§ Directions
Omit every picture and return the rest of the data unaltered.
** Begin Supplied data **
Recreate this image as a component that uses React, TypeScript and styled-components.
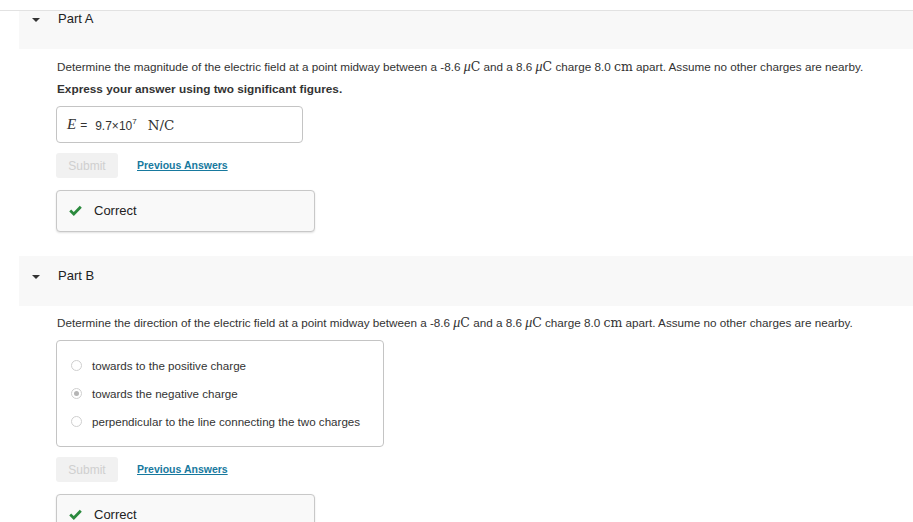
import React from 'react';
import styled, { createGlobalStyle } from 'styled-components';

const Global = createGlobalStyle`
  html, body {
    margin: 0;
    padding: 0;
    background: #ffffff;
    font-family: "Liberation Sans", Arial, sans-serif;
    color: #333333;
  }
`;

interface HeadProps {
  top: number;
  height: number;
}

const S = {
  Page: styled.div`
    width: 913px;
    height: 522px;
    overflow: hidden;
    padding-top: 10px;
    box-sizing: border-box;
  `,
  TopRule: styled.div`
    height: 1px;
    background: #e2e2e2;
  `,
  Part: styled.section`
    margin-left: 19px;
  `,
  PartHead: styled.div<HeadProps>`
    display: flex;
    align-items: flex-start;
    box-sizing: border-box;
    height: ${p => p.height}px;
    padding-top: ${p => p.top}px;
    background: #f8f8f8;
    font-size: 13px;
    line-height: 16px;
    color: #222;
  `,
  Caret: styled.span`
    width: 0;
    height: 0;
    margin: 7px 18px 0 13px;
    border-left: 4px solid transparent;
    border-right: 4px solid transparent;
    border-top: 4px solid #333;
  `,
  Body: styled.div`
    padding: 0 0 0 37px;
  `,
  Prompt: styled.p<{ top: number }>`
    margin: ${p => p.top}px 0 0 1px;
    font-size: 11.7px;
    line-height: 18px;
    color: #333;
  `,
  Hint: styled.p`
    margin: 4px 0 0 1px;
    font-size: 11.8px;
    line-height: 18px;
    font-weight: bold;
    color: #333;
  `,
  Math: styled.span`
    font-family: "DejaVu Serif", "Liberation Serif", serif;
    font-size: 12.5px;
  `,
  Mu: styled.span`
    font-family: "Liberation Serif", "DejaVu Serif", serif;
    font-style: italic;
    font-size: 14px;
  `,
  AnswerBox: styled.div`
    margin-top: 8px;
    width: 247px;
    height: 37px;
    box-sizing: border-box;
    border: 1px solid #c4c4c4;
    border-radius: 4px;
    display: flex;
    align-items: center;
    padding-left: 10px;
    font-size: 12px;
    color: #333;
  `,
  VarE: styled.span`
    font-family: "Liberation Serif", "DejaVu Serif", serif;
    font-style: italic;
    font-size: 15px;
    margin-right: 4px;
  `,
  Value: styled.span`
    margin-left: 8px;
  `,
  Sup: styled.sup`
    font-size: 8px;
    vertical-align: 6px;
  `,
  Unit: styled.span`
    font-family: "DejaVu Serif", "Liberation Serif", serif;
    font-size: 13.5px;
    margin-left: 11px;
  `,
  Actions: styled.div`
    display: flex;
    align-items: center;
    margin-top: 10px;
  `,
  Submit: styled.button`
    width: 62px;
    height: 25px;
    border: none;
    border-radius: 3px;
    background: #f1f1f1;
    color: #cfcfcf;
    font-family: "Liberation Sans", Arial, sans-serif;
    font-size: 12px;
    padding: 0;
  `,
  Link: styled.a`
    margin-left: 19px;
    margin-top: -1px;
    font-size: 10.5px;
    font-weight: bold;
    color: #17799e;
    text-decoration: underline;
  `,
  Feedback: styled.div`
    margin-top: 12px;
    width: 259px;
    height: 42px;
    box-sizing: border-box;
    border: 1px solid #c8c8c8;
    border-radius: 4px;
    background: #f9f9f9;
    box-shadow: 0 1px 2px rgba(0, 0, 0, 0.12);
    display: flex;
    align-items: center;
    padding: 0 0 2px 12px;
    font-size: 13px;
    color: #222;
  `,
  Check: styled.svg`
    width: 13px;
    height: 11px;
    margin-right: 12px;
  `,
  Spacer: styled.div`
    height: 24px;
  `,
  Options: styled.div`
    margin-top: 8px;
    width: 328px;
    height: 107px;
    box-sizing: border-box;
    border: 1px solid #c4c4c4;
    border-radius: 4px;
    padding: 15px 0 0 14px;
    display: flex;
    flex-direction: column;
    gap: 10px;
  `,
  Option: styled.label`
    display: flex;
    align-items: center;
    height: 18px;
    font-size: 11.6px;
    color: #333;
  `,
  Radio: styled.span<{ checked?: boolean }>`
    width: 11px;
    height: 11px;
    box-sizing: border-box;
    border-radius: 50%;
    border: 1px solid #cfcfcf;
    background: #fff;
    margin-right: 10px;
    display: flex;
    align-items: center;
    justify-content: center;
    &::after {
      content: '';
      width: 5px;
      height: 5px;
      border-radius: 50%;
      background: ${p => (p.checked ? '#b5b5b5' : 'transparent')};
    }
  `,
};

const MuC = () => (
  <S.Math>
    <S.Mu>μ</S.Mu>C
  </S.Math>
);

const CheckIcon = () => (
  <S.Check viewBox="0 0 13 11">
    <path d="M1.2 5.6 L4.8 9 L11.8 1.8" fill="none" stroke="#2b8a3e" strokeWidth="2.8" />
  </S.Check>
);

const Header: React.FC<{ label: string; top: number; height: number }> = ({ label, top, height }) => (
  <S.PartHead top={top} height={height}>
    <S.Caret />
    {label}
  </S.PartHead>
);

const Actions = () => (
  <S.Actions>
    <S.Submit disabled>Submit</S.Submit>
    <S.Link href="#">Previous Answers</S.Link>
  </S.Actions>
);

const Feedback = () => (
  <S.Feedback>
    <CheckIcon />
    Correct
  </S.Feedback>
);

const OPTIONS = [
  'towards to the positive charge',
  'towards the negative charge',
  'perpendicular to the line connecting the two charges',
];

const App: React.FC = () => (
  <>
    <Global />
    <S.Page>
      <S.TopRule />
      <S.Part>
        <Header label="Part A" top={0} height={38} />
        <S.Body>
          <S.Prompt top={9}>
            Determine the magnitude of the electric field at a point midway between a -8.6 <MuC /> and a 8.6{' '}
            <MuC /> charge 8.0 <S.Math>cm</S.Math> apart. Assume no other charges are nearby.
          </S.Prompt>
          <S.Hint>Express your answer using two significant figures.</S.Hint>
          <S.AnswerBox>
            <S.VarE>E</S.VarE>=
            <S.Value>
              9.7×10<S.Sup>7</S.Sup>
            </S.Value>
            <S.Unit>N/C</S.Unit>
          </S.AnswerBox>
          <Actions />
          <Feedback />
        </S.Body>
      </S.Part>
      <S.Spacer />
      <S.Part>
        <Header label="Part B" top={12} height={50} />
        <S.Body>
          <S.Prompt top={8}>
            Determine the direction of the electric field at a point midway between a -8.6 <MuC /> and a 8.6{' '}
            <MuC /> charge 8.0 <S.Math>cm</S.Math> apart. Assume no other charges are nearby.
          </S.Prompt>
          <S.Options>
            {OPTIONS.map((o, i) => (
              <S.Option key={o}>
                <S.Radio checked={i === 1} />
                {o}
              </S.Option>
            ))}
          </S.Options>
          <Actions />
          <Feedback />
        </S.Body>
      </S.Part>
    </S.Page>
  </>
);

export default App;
** End Supplied data **
§ Finished task
Recreate this image as a component that uses React, TypeScript and styled-components.
import React from 'react';
import styled, { createGlobalStyle } from 'styled-components';

const Global = createGlobalStyle`
  html, body {
    margin: 0;
    padding: 0;
    background: #ffffff;
    font-family: "Liberation Sans", Arial, sans-serif;
    color: #333333;
  }
`;

interface HeadProps {
  top: number;
  height: number;
}

const S = {
  Page: styled.div`
    width: 913px;
    height: 522px;
    overflow: hidden;
    padding-top: 10px;
    box-sizing: border-box;
  `,
  TopRule: styled.div`
    height: 1px;
    background: #e2e2e2;
  `,
  Part: styled.section`
    margin-left: 19px;
  `,
  PartHead: styled.div<HeadProps>`
    display: flex;
    align-items: flex-start;
    box-sizing: border-box;
    height: ${p => p.height}px;
    padding-top: ${p => p.top}px;
    background: #f8f8f8;
    font-size: 13px;
    line-height: 16px;
    color: #222;
  `,
  Caret: styled.span`
    width: 0;
    height: 0;
    margin: 7px 18px 0 13px;
    border-left: 4px solid transparent;
    border-right: 4px solid transparent;
    border-top: 4px solid #333;
  `,
  Body: styled.div`
    padding: 0 0 0 37px;
  `,
  Prompt: styled.p<{ top: number }>`
    margin: ${p => p.top}px 0 0 1px;
    font-size: 11.7px;
    line-height: 18px;
    color: #333;
  `,
  Hint: styled.p`
    margin: 4px 0 0 1px;
    font-size: 11.8px;
    line-height: 18px;
    font-weight: bold;
    color: #333;
  `,
  Math: styled.span`
    font-family: "DejaVu Serif", "Liberation Serif", serif;
    font-size: 12.5px;
  `,
  Mu: styled.span`
    font-family: "Liberation Serif", "DejaVu Serif", serif;
    font-style: italic;
    font-size: 14px;
  `,
  AnswerBox: styled.div`
    margin-top: 8px;
    width: 247px;
    height: 37px;
    box-sizing: border-box;
    border: 1px solid #c4c4c4;
    border-radius: 4px;
    display: flex;
    align-items: center;
    padding-left: 10px;
    font-size: 12px;
    color: #333;
  `,
  VarE: styled.span`
    font-family: "Liberation Serif", "DejaVu Serif", serif;
    font-style: italic;
    font-size: 15px;
    margin-right: 4px;
  `,
  Value: styled.span`
    margin-left: 8px;
  `,
  Sup: styled.sup`
    font-size: 8px;
    vertical-align: 6px;
  `,
  Unit: styled.span`
    font-family: "DejaVu Serif", "Liberation Serif", serif;
    font-size: 13.5px;
    margin-left: 11px;
  `,
  Actions: styled.div`
    display: flex;
    align-items: center;
    margin-top: 10px;
  `,
  Submit: styled.button`
    width: 62px;
    height: 25px;
    border: none;
    border-radius: 3px;
    background: #f1f1f1;
    color: #cfcfcf;
    font-family: "Liberation Sans", Arial, sans-serif;
    font-size: 12px;
    padding: 0;
  `,
  Link: styled.a`
    margin-left: 19px;
    margin-top: -1px;
    font-size: 10.5px;
    font-weight: bold;
    color: #17799e;
    text-decoration: underline;
  `,
  Feedback: styled.div`
    margin-top: 12px;
    width: 259px;
    height: 42px;
    box-sizing: border-box;
    border: 1px solid #c8c8c8;
    border-radius: 4px;
    background: #f9f9f9;
    box-shadow: 0 1px 2px rgba(0, 0, 0, 0.12);
    display: flex;
    align-items: center;
    padding: 0 0 2px 12px;
    font-size: 13px;
    color: #222;
  `,
  Check: styled.svg`
    width: 13px;
    height: 11px;
    margin-right: 12px;
  `,
  Spacer: styled.div`
    height: 24px;
  `,
  Options: styled.div`
    margin-top: 8px;
    width: 328px;
    height: 107px;
    box-sizing: border-box;
    border: 1px solid #c4c4c4;
    border-radius: 4px;
    padding: 15px 0 0 14px;
    display: flex;
    flex-direction: column;
    gap: 10px;
  `,
  Option: styled.label`
    display: flex;
    align-items: center;
    height: 18px;
    font-size: 11.6px;
    color: #333;
  `,
  Radio: styled.span<{ checked?: boolean }>`
    width: 11px;
    height: 11px;
    box-sizing: border-box;
    border-radius: 50%;
    border: 1px solid #cfcfcf;
    background: #fff;
    margin-right: 10px;
    display: flex;
    align-items: center;
    justify-content: center;
    &::after {
      content: '';
      width: 5px;
      height: 5px;
      border-radius: 50%;
      background: ${p => (p.checked ? '#b5b5b5' : 'transparent')};
    }
  `,
};

const MuC = () => (
  <S.Math>
    <S.Mu>μ</S.Mu>C
  </S.Math>
);

const CheckIcon = () => (
  <S.Check viewBox="0 0 13 11">
    <path d="M1.2 5.6 L4.8 9 L11.8 1.8" fill="none" stroke="#2b8a3e" strokeWidth="2.8" />
  </S.Check>
);

const Header: React.FC<{ label: string; top: number; height: number }> = ({ label, top, height }) => (
  <S.PartHead top={top} height={height}>
    <S.Caret />
    {label}
  </S.PartHead>
);

const Actions = () => (
  <S.Actions>
    <S.Submit disabled>Submit</S.Submit>
    <S.Link href="#">Previous Answers</S.Link>
  </S.Actions>
);

const Feedback = () => (
  <S.Feedback>
    <CheckIcon />
    Correct
  </S.Feedback>
);

const OPTIONS = [
  'towards to the positive charge',
  'towards the negative charge',
  'perpendicular to the line connecting the two charges',
];

const App: React.FC = () => (
  <>
    <Global />
    <S.Page>
      <S.TopRule />
      <S.Part>
        <Header label="Part A" top={0} height={38} />
        <S.Body>
          <S.Prompt top={9}>
            Determine the magnitude of the electric field at a point midway between a -8.6 <MuC /> and a 8.6{' '}
            <MuC /> charge 8.0 <S.Math>cm</S.Math> apart. Assume no other charges are nearby.
          </S.Prompt>
          <S.Hint>Express your answer using two significant figures.</S.Hint>
          <S.AnswerBox>
            <S.VarE>E</S.VarE>=
            <S.Value>
              9.7×10<S.Sup>7</S.Sup>
            </S.Value>
            <S.Unit>N/C</S.Unit>
          </S.AnswerBox>
          <Actions />
          <Feedback />
        </S.Body>
      </S.Part>
      <S.Spacer />
      <S.Part>
        <Header label="Part B" top={12} height={50} />
        <S.Body>
          <S.Prompt top={8}>
            Determine the direction of the electric field at a point midway between a -8.6 <MuC /> and a 8.6{' '}
            <MuC /> charge 8.0 <S.Math>cm</S.Math> apart. Assume no other charges are nearby.
          </S.Prompt>
          <S.Options>
            {OPTIONS.map((o, i) => (
              <S.Option key={o}>
                <S.Radio checked={i === 1} />
                {o}
              </S.Option>
            ))}
          </S.Options>
          <Actions />
          <Feedback />
        </S.Body>
      </S.Part>
    </S.Page>
  </>
);

export default App;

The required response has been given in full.